Too Slow? Here’s How to Freelance Faster (and Get Paid More)

I write, on average, between 6,000 and 8,000 words per day. A 1,000 word article or blog post typically takes around an hour, while something between 500 and 700 is around a half hour’s worth of work.

That, of course, depends on a few factors. The amount of research that goes into a piece is a huge consideration. Technical writing and even press releases require more time than an article or a blog post. Editing (which sometimes consists of completely rewriting what a client has written) takes less time.

I do type relatively quickly. At last “test” I was around 85 words per minute. But even if you type half that, there are ways you can increase your writing speed and, as a result, be more productive during any given work day.

Stick with what you know.

Over the past few years, my clients have tended toward a few specific niches. Because of that, I already have a knowledge base I can pull from as I write. Of course, there’s a lot I still don’t know, and I’m often required to research. That, though, is also pretty simple. After all, I already know where to look for the answers.
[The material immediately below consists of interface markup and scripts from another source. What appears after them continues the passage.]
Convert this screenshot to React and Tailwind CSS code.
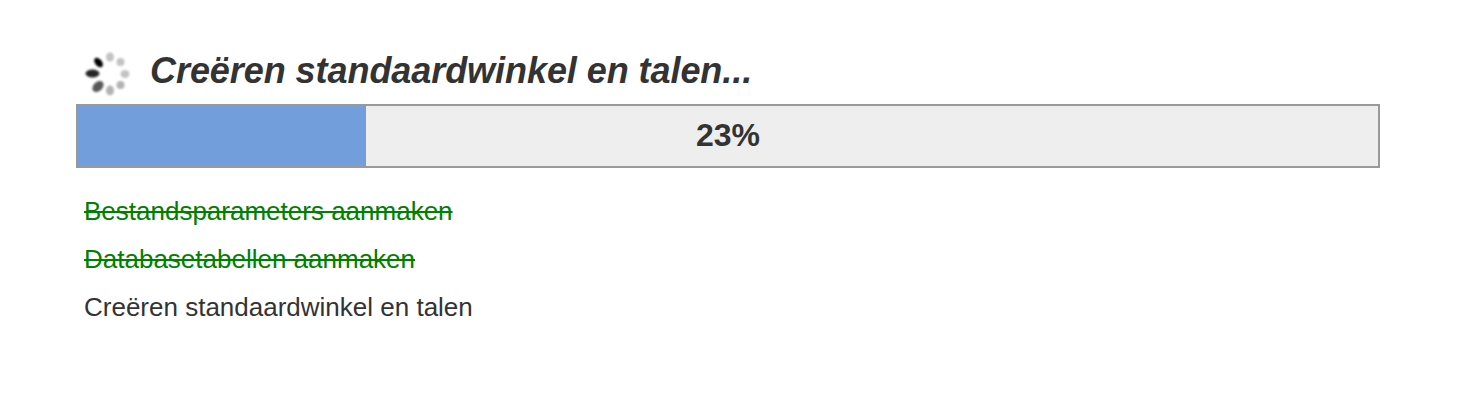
export default function App() {
  const dots = [
    { cx: 110, cy: 55, rx: 4, ry: 4.5, o: 0.24, r: 0 },
    { cx: 120.5, cy: 60, rx: 4, ry: 4, o: 0.24, r: 0 },
    { cx: 125, cy: 72, rx: 4.5, ry: 4, o: 0.24, r: 0 },
    { cx: 120.5, cy: 83, rx: 4, ry: 4, o: 0.3, r: 0 },
    { cx: 110, cy: 88.5, rx: 4, ry: 5, o: 0.3, r: 0 },
    { cx: 98, cy: 84.5, rx: 6.5, ry: 4.5, o: 0.65, r: -45 },
    { cx: 92.5, cy: 71.5, rx: 7, ry: 4, o: 0.85, r: 0 },
    { cx: 98.5, cy: 60.5, rx: 5.5, ry: 3.4, o: 1, r: 50 },
  ];
  return (
    <div className="w-[1458px] h-[404px] bg-white px-[76px] pt-[44px] text-[#333] font-['Liberation_Sans',Arial,sans-serif] overflow-hidden">
      <div className="flex items-center h-[60px] pl-[8px]">
        <svg width="48" height="48" viewBox="84 48 48 48" className="shrink-0" aria-hidden="true">
          <defs>
            <filter id="spinblur" x="-30%" y="-30%" width="160%" height="160%">
              <feGaussianBlur stdDeviation="1.3" />
            </filter>
          </defs>
          <g filter="url(#spinblur)">
            {dots.map((d, i) => (
              <ellipse
                key={i}
                cx={d.cx}
                cy={d.cy}
                rx={d.rx}
                ry={d.ry}
                fill="#000"
                opacity={d.o}
                transform={`rotate(${d.r} ${d.cx} ${d.cy})`}
              />
            ))}
          </g>
        </svg>
        <h1 className="ml-[18px] mb-[6px] text-[36px] leading-[52px] tracking-[-0.06px] font-bold italic">Creëren standaardwinkel en talen...</h1>
      </div>
      <div className="relative w-[1304px] h-[64px] border-2 border-[#999] bg-[#eee] flex items-center justify-center">
        <div className="absolute left-0 top-0 bottom-0 w-[288px] bg-[#729fdc]" />
        <span className="relative text-[32px] leading-[36px] font-bold mb-[2px]">23%</span>
      </div>
      <ul className="mt-[19px] pl-[8px] text-[26px] leading-[48px]">
        <li className="line-through decoration-2 text-[#008000]">Bestandsparameters aanmaken</li>
        <li className="line-through decoration-2 text-[#008000]">Databasetabellen aanmaken</li>
        <li>Creëren standaardwinkel en talen</li>
      </ul>
    </div>
  );
}
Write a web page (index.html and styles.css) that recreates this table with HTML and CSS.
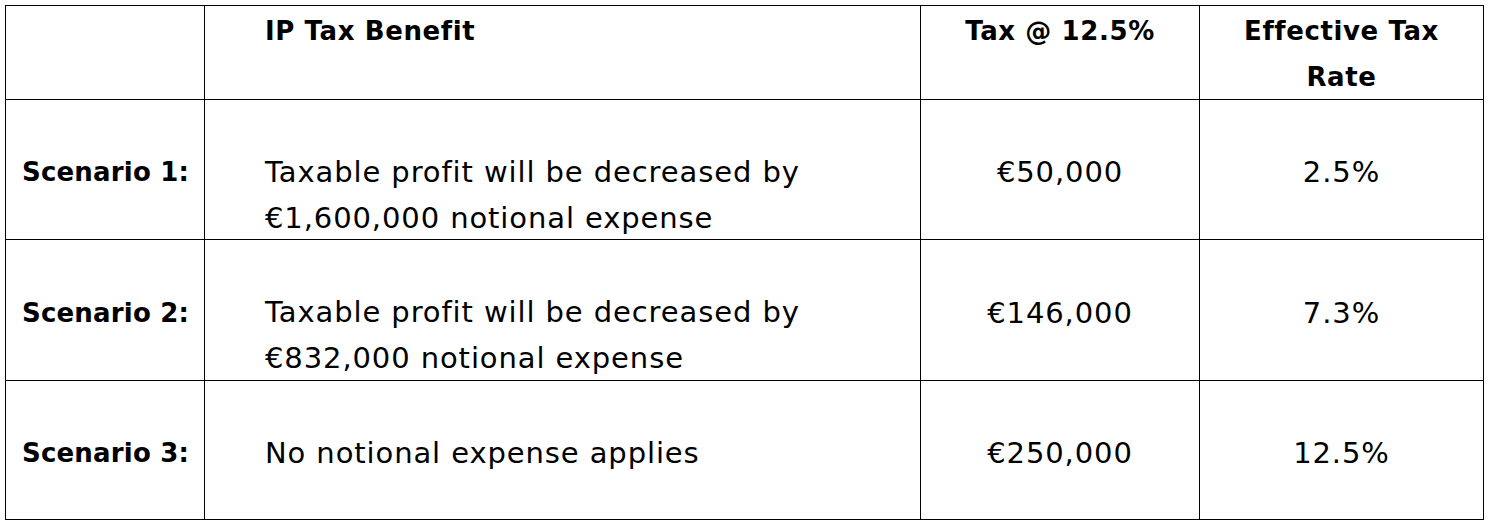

As you progress in your career, you’ll probably find yourself “specializing” in one or two topics. Whether you’re writing about personal injury law or natural cosmetics, you’ll find that you work more quickly as you learn more about the topic.

Just getting started? It’s never too soon to specialize yourself. Choose something that interests you and pitch clients in related industries.

Know thy Google.

I once had a client ask me, “How do you find .edu sources so easily?” As you already know, many clients ask that you link only to high authority sites like .gov, .edu and similar.

Knowing how to use Google goes a very long way toward making your research faster. After all, it would be dumb to pull your information from a source you’re not going to cite. Why not do it all in one go by searching “search term site:.edu?”

Make a day of it.

I’ve said it before and it warrants repetition: freelancing won’t bring a full time income if you don’t make it a full time job.

Freelancing won’t bring a full time income if you don’t make it a full time job.

Sit down in the morning and start your day. Treat it like a work day. Take a scheduled lunch break, work in a designated area and act like a professional. Just getting rid of distractions can double your productivity.

Write first, edit later.

Many writers lose their momentum when they edit “along the way.” Don’t fall into that trap. Write now, worry about those typos later. Write the whole deliverable. Only when you’re finished should you go back and read what you’ve written.

You know what? There’s a damn good chance it’s just fine! You may find you overuse a word, or that you’ve got a few errors autocorrect didn’t catch. Those are easily fixed, and they won’t take much time at all. Nine times out of ten, it’ll take you about three minutes to change “sould” to “soul” and take away those commas you errantly added. That’s much easier than hitting backspace fourteen thousand times as you type.

Yeah. About that autocorrect.

I hate the autocorrect that comes with Word. It fixes things that shouldn’t be “fixed” and it misses everything that should. I often find myself shouting at my laptop, “Come ON, Word. You know what I meant!”

Get a good correction tool like Grammarly to help you along the way. There are tools out there that offer contextual correction, and while they’re not all free they certainly do save a lot of frustration.

Write it in your head.

Not everyone can do this, but if you can it’ll increase your writing speed exponentially.

Rather than beginning with an outline, just begin with an introduction. Before you write your deliverable, you should have an idea of what it’s about, right? Well, write that down.

Then keep writing. If you’re a linear thinker, you’ll be able to put the rest of the deliverable in order in a logical way. This post is a perfect example. I knew what I wanted to tell you about, so I wrote an intro. Then, I thought of these points as I went along. Easy, right? I’m now at 735 words and I began 30 minutes ago.

Aaaaand I’m watching Battlefish on Netflix while I do it.

Section out your work day.

Switching from client to client during the day kills your momentum and your productivity.

If you’re juggling more than one client, you’re probably juggling more than one topic and writing style. Plan accordingly.

Write all of Ned’s press releases in the morning while your brain is fresh. Then, after lunch, move on to Thomas’s blog posts about construction and renovation. Then, if you’ve still got time, move on to Katie’s articles about pregnancy and childbirth.

It may seem like switching from client to client gives your day a little variety. But, in fact, it does nothing but kill your momentum and your productivity.

Don’t stress unless you have to.

Listen. You got the job. And there’s a good chance you got the job because you’re a better writer than 90% of other writers out there. There’s another chance you got the job because you “clicked” with the client. In some cases, your writing may be terrible but your client just doesn’t know any better.

Regardless of your circumstances, you got the job. Your client isn’t your English teacher, he’s your client. He hired you because he liked your style and your ideas, and because you pitched him well.

You don’t have to stress perfection. Do your best, yes. Deliver quality work to your client. But don’t underestimate yourself. You’re good at what you do, so unless your client actually is your grammar instructor, don’t stress yourself out. It’s distracting and discouraging, and it’ll show in your deliverable.